Bloom Reimagines a Forbidden Love Affair in White Houses

Olivia DrakeApril 24, 20185min
whitehouses
On April 19, New York Times best-selling author Amy Bloom, the Shapiro-Silverberg Professor of Creative Writing, presented a reading from her new novel, White Houses, inside the Smith Reading Room at Olin Library. Bloom also is professor of the practice in creative writing and English.
On April 19, New York Times best-selling author Amy Bloom, the Shapiro-Silverberg Professor of Creative Writing, presented a reading from her new novel, White Houses, inside the Smith Reading Room at Olin Library. Bloom also is professor of the practice in creative writing and English. The event was sponsored by the Friends of Wesleyan Library.

Amy Bloom, Shapiro-Silverberg Professor of Creative Writing, is the author of White Houses, published by Penguin Random House in February 2018.
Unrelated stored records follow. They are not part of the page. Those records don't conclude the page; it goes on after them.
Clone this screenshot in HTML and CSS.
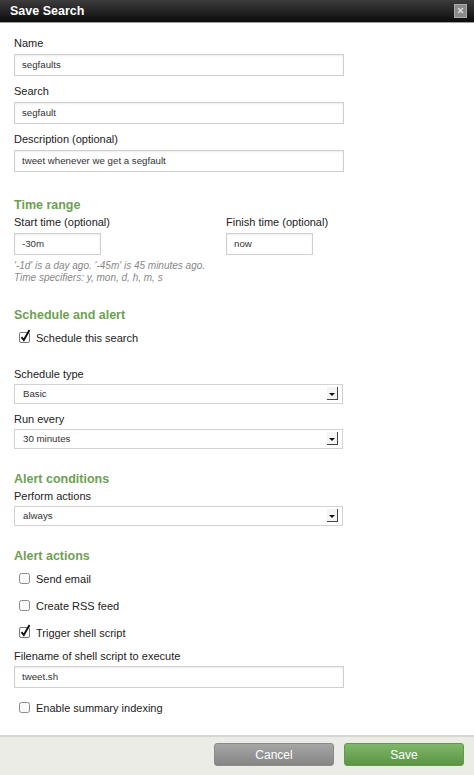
FILE: index.html
```html
<!DOCTYPE html>
<html>
<head>
<meta charset="utf-8">
<link rel="stylesheet" href="styles.css">
</head>
<body>
<div class="dialog">
  <div class="titlebar">
    <span class="title">Save Search</span>
    <span class="close"><svg width="7" height="7" viewBox="0 0 7 7"><path d="M1 1L6 6M6 1L1 6" stroke="#d8d8d8" stroke-width="1.6"/></svg></span>
  </div>
  <div class="content">
    <div class="field">
      <div class="label">Name</div>
      <div class="input full">segfaults</div>
    </div>
    <div class="field">
      <div class="label">Search</div>
      <div class="input full">segfault</div>
    </div>
    <div class="field">
      <div class="label">Description (optional)</div>
      <div class="input full">tweet whenever we get a segfault</div>
    </div>

    <h2 class="section first">Time range</h2>
    <div class="timerow">
      <div class="tcol">
        <div class="label">Start time (optional)</div>
        <div class="input short">-30m</div>
      </div>
      <div class="tcol">
        <div class="label">Finish time (optional)</div>
        <div class="input short">now</div>
      </div>
    </div>
    <div class="help">'-1d' is a day ago. '-45m' is 45 minutes ago.<br>Time specifiers: y, mon, d, h, m, s</div>

    <h2 class="section">Schedule and alert</h2>
    <div class="check">
      <span class="box"><svg width="13" height="14" viewBox="0 0 13 14"><rect x="0.5" y="3.5" width="10" height="10" rx="1.5" fill="#fff" stroke="#777"/><path d="M2.5 8.2L4.8 11L10.5 1" fill="none" stroke="#111" stroke-width="1.9"/></svg></span>
      <span>Schedule this search</span>
    </div>

    <div class="field sel gap">
      <div class="label">Schedule type</div>
      <div class="select">Basic<span class="arrow"><span class="tri"></span></span></div>
    </div>
    <div class="field sel">
      <div class="label">Run every</div>
      <div class="select">30 minutes<span class="arrow"><span class="tri"></span></span></div>
    </div>

    <h2 class="section">Alert conditions</h2>
    <div class="field sel">
      <div class="label">Perform actions</div>
      <div class="select">always<span class="arrow"><span class="tri"></span></span></div>
    </div>

    <h2 class="section">Alert actions</h2>
    <div class="check">
      <span class="box"><svg width="13" height="14" viewBox="0 0 13 14"><rect x="0.5" y="3.5" width="10" height="10" rx="2" fill="#fafafa" stroke="#8a8a8a"/></svg></span>
      <span>Send email</span>
    </div>
    <div class="check spaced">
      <span class="box"><svg width="13" height="14" viewBox="0 0 13 14"><rect x="0.5" y="3.5" width="10" height="10" rx="2" fill="#fafafa" stroke="#8a8a8a"/></svg></span>
      <span>Create RSS feed</span>
    </div>
    <div class="check spaced">
      <span class="box"><svg width="13" height="14" viewBox="0 0 13 14"><rect x="0.5" y="3.5" width="10" height="10" rx="1.5" fill="#fff" stroke="#777"/><path d="M2.5 8.2L4.8 11L10.5 1" fill="none" stroke="#111" stroke-width="1.9"/></svg></span>
      <span>Trigger shell script</span>
    </div>
    <div class="field small">
      <div class="label">Filename of shell script to execute</div>
      <div class="input full">tweet.sh</div>
    </div>
    <div class="check last">
      <span class="box"><svg width="13" height="14" viewBox="0 0 13 14"><rect x="0.5" y="3.5" width="10" height="10" rx="2" fill="#fafafa" stroke="#8a8a8a"/></svg></span>
      <span>Enable summary indexing</span>
    </div>
  </div>
  <div class="footer">
    <button class="btn cancel">Cancel</button>
    <button class="btn save">Save</button>
  </div>
</div>
</body>
</html>
```

FILE: styles.css
```css
html, body {
  margin: 0;
  padding: 0;
  background: #fff;
}
body {
  font-family: "Liberation Sans", Arial, sans-serif;
  color: #222;
  font-size: 11px;
}
.dialog {
  width: 474px;
  height: 775px;
  display: flex;
  flex-direction: column;
}
.titlebar {
  height: 22px;
  flex: none;
  background: linear-gradient(#3c3c3c, #0c0c0c);
  border-bottom: 1px solid #9c9c9c;
  display: flex;
  align-items: center;
  justify-content: space-between;
  padding: 0 7px 0 10px;
}
.title {
  color: #fff;
  font-weight: bold;
  font-size: 12.5px;
  line-height: 22px;
}
.close {
  width: 11px;
  height: 12px;
  background: #8a8a8a;
  border: 1px solid #aaa;
  display: flex;
  align-items: center;
  justify-content: center;
  margin-top: -1px;
}
.content {
  padding: 13px 14px 0 14px;
  flex: 1;
}
.label {
  line-height: 14px;
  margin-bottom: 4px;
  font-size: 11px;
}
.field {
  margin-bottom: 8px;
}
.field.sel .label {
  margin-bottom: 3px;
}
.field.gap {
  margin-top: 22px;
}
.field.small {
  margin-top: 9px;
}
.field.small .label {
  margin-bottom: 3px;
}
.input {
  box-sizing: border-box;
  height: 22px;
  border: 1px solid #cfcfcf;
  box-shadow: inset 0 1px 2px rgba(0,0,0,0.08);
  font-size: 9.7px;
  color: #333;
  padding: 0 7px;
  line-height: 20px;
  background: #fff;
}
.input.full {
  width: 330px;
}
.input.short {
  width: 87px;
}
.section {
  color: #6e9f54;
  font-size: 12.5px;
  font-weight: bold;
  line-height: 16px;
  margin: 22px 0 2px 0;
}
.section.first {
  margin-top: 25px;
}
.timerow {
  display: flex;
}
.tcol {
  width: 212px;
}
.help {
  font-style: italic;
  color: #888;
  font-size: 10px;
  line-height: 12px;
  margin-top: 5px;
  margin-bottom: 23px;
}
.check {
  display: flex;
  align-items: center;
  height: 14px;
  margin: 8px 0 0 5px;
}
.check .box {
  width: 13px;
  height: 14px;
  margin-right: 4px;
  display: block;
  margin-top: -4px;
}
.check .box svg {
  display: block;
}
.check.spaced {
  margin-top: 13px;
}
.check.last {
  margin-top: 13px;
}
.select {
  box-sizing: border-box;
  position: relative;
  width: 329px;
  height: 20px;
  border: 1px solid #d2d2d2;
  font-size: 9.7px;
  color: #333;
  padding: 0 8px;
  line-height: 18px;
  background: #fff;
}
.select .arrow {
  position: absolute;
  right: 4px;
  top: 2px;
  width: 10px;
  height: 12px;
  border-right: 1px solid #444;
  border-bottom: 1px solid #444;
  background: #f4f4f4;
  display: flex;
  align-items: center;
  justify-content: center;
}
.select .tri {
  width: 0;
  height: 0;
  border-left: 3px solid transparent;
  border-right: 3px solid transparent;
  border-top: 3px solid #111;
  margin-top: 2px;
}
.footer {
  height: 40px;
  flex: none;
  border-top: 2px solid #d6d6d2;
  background: #ececE7;
  display: flex;
  justify-content: flex-end;
  align-items: flex-start;
  padding: 6px 10px 0 0;
  box-sizing: border-box;
  gap: 10px;
}
.btn {
  width: 120px;
  height: 23px;
  border-radius: 3px;
  color: #fff;
  font-family: "Liberation Sans", Arial, sans-serif;
  font-size: 12px;
  padding: 0;
  cursor: pointer;
}
.cancel {
  background: linear-gradient(#a6a6a6, #858585);
  border: 1px solid #8a8a8a;
}
.save {
  background: linear-gradient(#80b76a, #5a9444);
  border: 1px solid #5f9a49;
}
```
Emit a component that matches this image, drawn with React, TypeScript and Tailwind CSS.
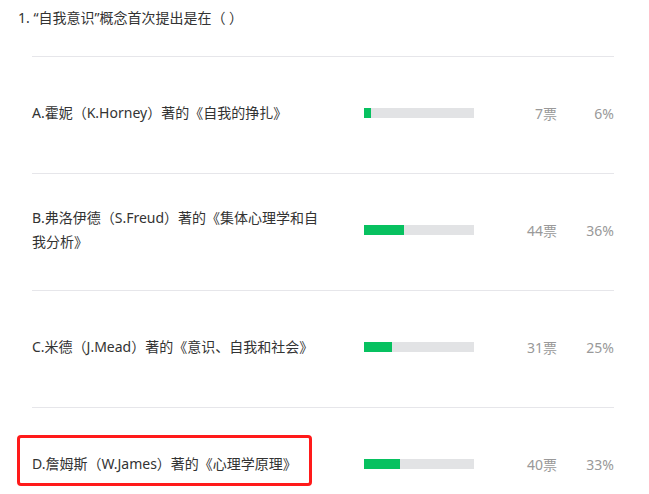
interface PollOption {
  label: string
  votes: number
  percent: number
  highlighted?: boolean
}

const options: PollOption[] = [
  { label: 'A.霍妮（K.Horney）著的《自我的挣扎》', votes: 7, percent: 6 },
  { label: 'B.弗洛伊德（S.Freud）著的《集体心理学和自我分析》', votes: 44, percent: 36 },
  { label: 'C.米德（J.Mead）著的《意识、自我和社会》', votes: 31, percent: 25 },
  { label: 'D.詹姆斯（W.James）著的《心理学原理》', votes: 40, percent: 33, highlighted: true },
]

const BAR_WIDTH = 110

export default function App() {
  return (
    <div className="min-h-screen bg-white text-[14px] text-[#333] font-['Noto_Sans','Noto_Sans_CJK_SC',sans-serif]">
      {/* Question title */}
      <div className="pt-1.5 pl-[18px] leading-6">1. “自我意识”概念首次提出是在（ ）</div>

      {/* Options list */}
      <div className="mt-[26px] ml-[32px] w-[582px]">
        {options.map((opt) => (
          <div
            key={opt.label}
            className="relative flex h-[117px] items-center border-t border-[#e6e6ea] pb-1"
          >
            <div className="w-[290px] leading-6">{opt.label}</div>
            <div className="ml-[42px] h-[10px] w-[110px] bg-[#e2e3e5]">
              <div
                className="h-full bg-[#07c160]"
                style={{ width: Math.round((opt.percent * BAR_WIDTH) / 100) }}
              />
            </div>
            <div className="w-[83px] text-right text-[#999]">{opt.votes}票</div>
            <div className="w-[57px] text-right text-[#999]">{opt.percent}%</div>

            {/* Annotation box */}
            {opt.highlighted && (
              <div className="absolute left-[-15px] top-[27px] h-[51px] w-[295px] rounded-[4px] border-[3px] border-[#ff1a1a]" />
            )}
          </div>
        ))}
      </div>
    </div>
  )
}
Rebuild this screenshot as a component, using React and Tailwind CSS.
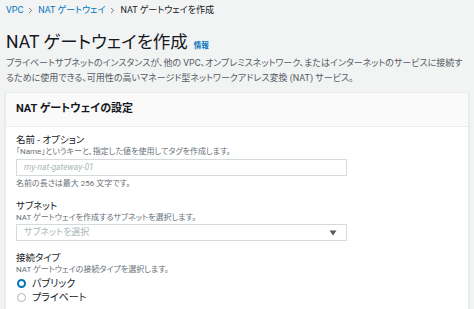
import { ChevronRight } from 'lucide-react';

const Field = ({ label, desc, children }) => (
  <div>
    <div className="text-[9.5px] leading-[13px] text-[#16191f]">{label}</div>
    <div className="text-[8px] leading-[11px] text-[#687078]">{desc}</div>
    {children}
  </div>
);

const Radio = ({ checked, label }) => (
  <div className="flex items-center gap-[6px] h-[14px]">
    <span
      className={`w-[9px] h-[9px] rounded-full ${
        checked ? 'border-[2.5px] border-[#0073bb] bg-white' : 'border border-[#aab7b8] bg-white'
      }`}
    />
    <span className="text-[10px] text-[#16191f]">{label}</span>
  </div>
);

export default function App() {
  return (
    <div className="w-[474px] h-[309px] overflow-hidden bg-[#f2f3f3] font-[Roboto,'Noto_Sans_CJK_JP',sans-serif] [font-feature-settings:'palt'] text-[#16191f]">
      <div className="px-[6px] pt-[4px]">
        <nav className="flex items-center gap-[3px] h-[13px] text-[9px]">
          <span className="text-[#0073bb]">VPC</span>
          <ChevronRight className="w-[9px] h-[9px] text-[#687078]" strokeWidth={2.5} />
          <span className="text-[#0073bb]">NAT ゲートウェイ</span>
          <ChevronRight className="w-[9px] h-[9px] text-[#687078]" strokeWidth={2.5} />
          <span>NAT ゲートウェイを作成</span>
        </nav>

        <div className="flex items-baseline gap-[6px] mt-[14px]">
          <h1 className="text-[17.5px] leading-[22px] font-normal">NAT ゲートウェイを作成</h1>
          <span className="text-[7.5px] font-bold text-[#0073bb]">情報</span>
        </div>

        <p className="mt-[3px] text-[9px] leading-[15px] text-[#545b64] whitespace-nowrap">
          プライベートサブネットのインスタンスが、他の VPC、オンプレミスネットワーク、またはインターネットのサービスに接続す
          <br />
          るために使用できる、可用性の高いマネージド型ネットワークアドレス変換 (NAT) サービス。
        </p>
      </div>

      <div className="mx-[5px] mt-[6px] bg-white border border-[#eaeded] shadow-[0_1px_1px_rgba(0,28,36,0.2)]">
        <div className="h-[34px] flex items-center px-[10px] bg-[#fafafa] border-b border-[#eaeded]">
          <h2 className="text-[11px] font-bold">NAT ゲートウェイの設定</h2>
        </div>

        <div className="px-[10px] pt-[6px] pb-[10px] flex flex-col gap-[10px]">
          <div>
            <Field label="名前 - オプション" desc="「Name」というキーと、指定した値を使用してタグを作成します。">
              <div className="mt-[2px] w-[331px] h-[17px] border border-[#d5dbdb] flex items-center px-[7px]">
                <span className="text-[8.5px] italic text-[#aab7b8]">my-nat-gateway-01</span>
              </div>
            </Field>
            <div className="mt-[2px] text-[8px] leading-[11px] text-[#687078]">名前の長さは最大 256 文字です。</div>
          </div>

          <Field label="サブネット" desc="NAT ゲートウェイを作成するサブネットを選択します。">
            <div className="mt-[1px] w-[331px] h-[17px] border border-[#d5dbdb] flex items-center justify-between pl-[7px] pr-[9px]">
              <span className="text-[9px] text-[#aab7b8]">サブネットを選択</span>
              <svg width="8" height="6" viewBox="0 0 8 6">
                <path d="M0.5 0.5 L7.5 0.5 L4 5.5 Z" fill="#545b64" />
              </svg>
            </div>
          </Field>

          <Field label="接続タイプ" desc="NAT ゲートウェイの接続タイプを選択します。">
            <div className="mt-[1px] pl-[1px]">
              <Radio checked label="パブリック" />
              <Radio label="プライベート" />
            </div>
          </Field>
        </div>
      </div>
    </div>
  );
}
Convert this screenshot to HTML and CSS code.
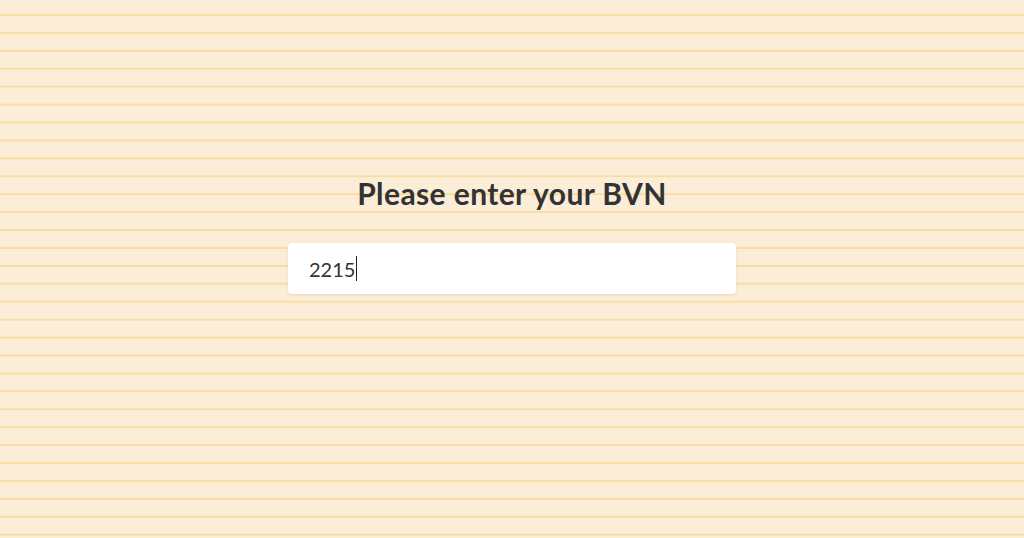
FILE: index.html
```html
<!DOCTYPE html>
<html lang="en">
<head>
<meta charset="utf-8">
<title>Enter BVN</title>
<link rel="stylesheet" href="styles.css">
</head>
<body>
<main class="page">
  <h1 class="title">Please enter your BVN</h1>
  <div class="field" role="textbox" aria-label="BVN">
    <span class="value">2215</span><span class="caret"></span>
  </div>
</main>
</body>
</html>
```

FILE: styles.css
```css
html, body {
  margin: 0;
  padding: 0;
}
body {
  width: 1024px;
  height: 538px;
  overflow: hidden;
  background-color: #fcedd8;
  background-image: linear-gradient(to bottom, transparent 14px, #f8dea5 14px, #f8dea5 15.6px, transparent 15.6px);
  background-size: 100% 17.93px;
  font-family: Lato, "Liberation Sans", sans-serif;
  color: #333333;
}
.page {
  display: flex;
  flex-direction: column;
  align-items: center;
  padding-top: 175px;
}
.title {
  margin: 0;
  font-size: 30px;
  font-weight: 700;
  letter-spacing: 0.4px;
  line-height: 36px;
  color: #333333;
}
.field {
  margin-top: 32px;
  width: 448px;
  height: 51px;
  box-sizing: border-box;
  padding: 0 21px;
  background: #ffffff;
  border-radius: 4px;
  box-shadow: 0 1px 3px rgba(150, 120, 70, 0.18);
  display: flex;
  align-items: center;
  font-size: 20px;
  line-height: 24px;
  color: #333333;
}
.caret {
  display: inline-block;
  width: 1px;
  height: 25px;
  margin-left: 1px;
  background: #222222;
}
```
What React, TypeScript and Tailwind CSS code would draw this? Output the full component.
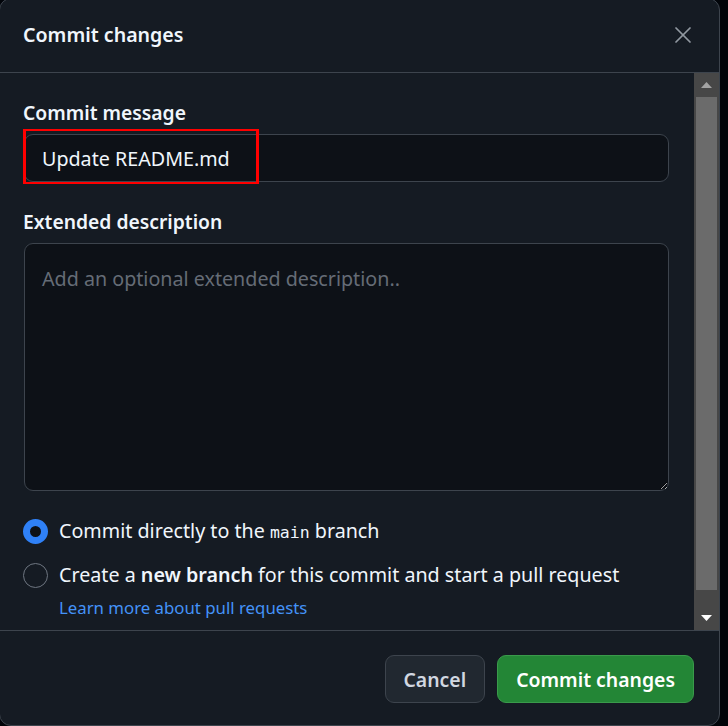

White Houses is Bloom’s first historical fiction novel. Guided by 3,000 letters (hundreds more had been burned) between prominent journalist Lorena Hickok and politician/activist Eleanor Roosevelt, Bloom has re-created and reimagined one of the great love stories of the 20th century.

From the description:

Lorena Hickok meets Eleanor Roosevelt in 1932 while reporting on Franklin Roosevelt’s first presidential campaign. Having grown up worse than poor in South Dakota and reinvented herself as the most prominent woman reporter in America, “Hick,” as she’s known to her friends and admirers, is not quite instantly charmed by the idealistic, patrician Eleanor. But then, as her connection with the future first lady deepens into intimacy, what begins as a powerful passion matures into a lasting love, and a life that Hick never expected to have. She moves into the White House, where her status as “first friend” is an open secret, as are FDR’s own lovers. After she takes a job in the Roosevelt administration, promoting and protecting both Roosevelts, she comes to know Franklin not only as a great president but as a complicated rival and an irresistible friend, capable of changing lives even after his death. Through it all, even as Hick’s bond with Eleanor is tested by forces both extraordinary and common, and as she grows as a woman and a writer, she never loses sight of the love of her life.

Amy Bloom is the author of Come to Me, a National Book Award finalist; A Blind Man Can See How Much I Love You, nominated for the National Book Critics Circle Award; Love Invents Us; Normal; Away, a New York Times best seller; Where the God of Love Hangs Out; and Lucky Us, a New York Times best seller. Her stories have appeared in The Best American Short Stories, O. Henry Prize Short Stories, The Scribner Anthology of Contemporary Short Fiction, and others. She has written for The New Yorker, The New York Times Magazine, The Atlantic Monthly, Vogue, O: The Oprah Magazine, Slate, Tin House, and Salon, among other publications, and has won a National Magazine Award.

This spring semester, Bloom is teaching ENGL 268: Reading and Writing Fiction and ENGL 357: Writing for Television II.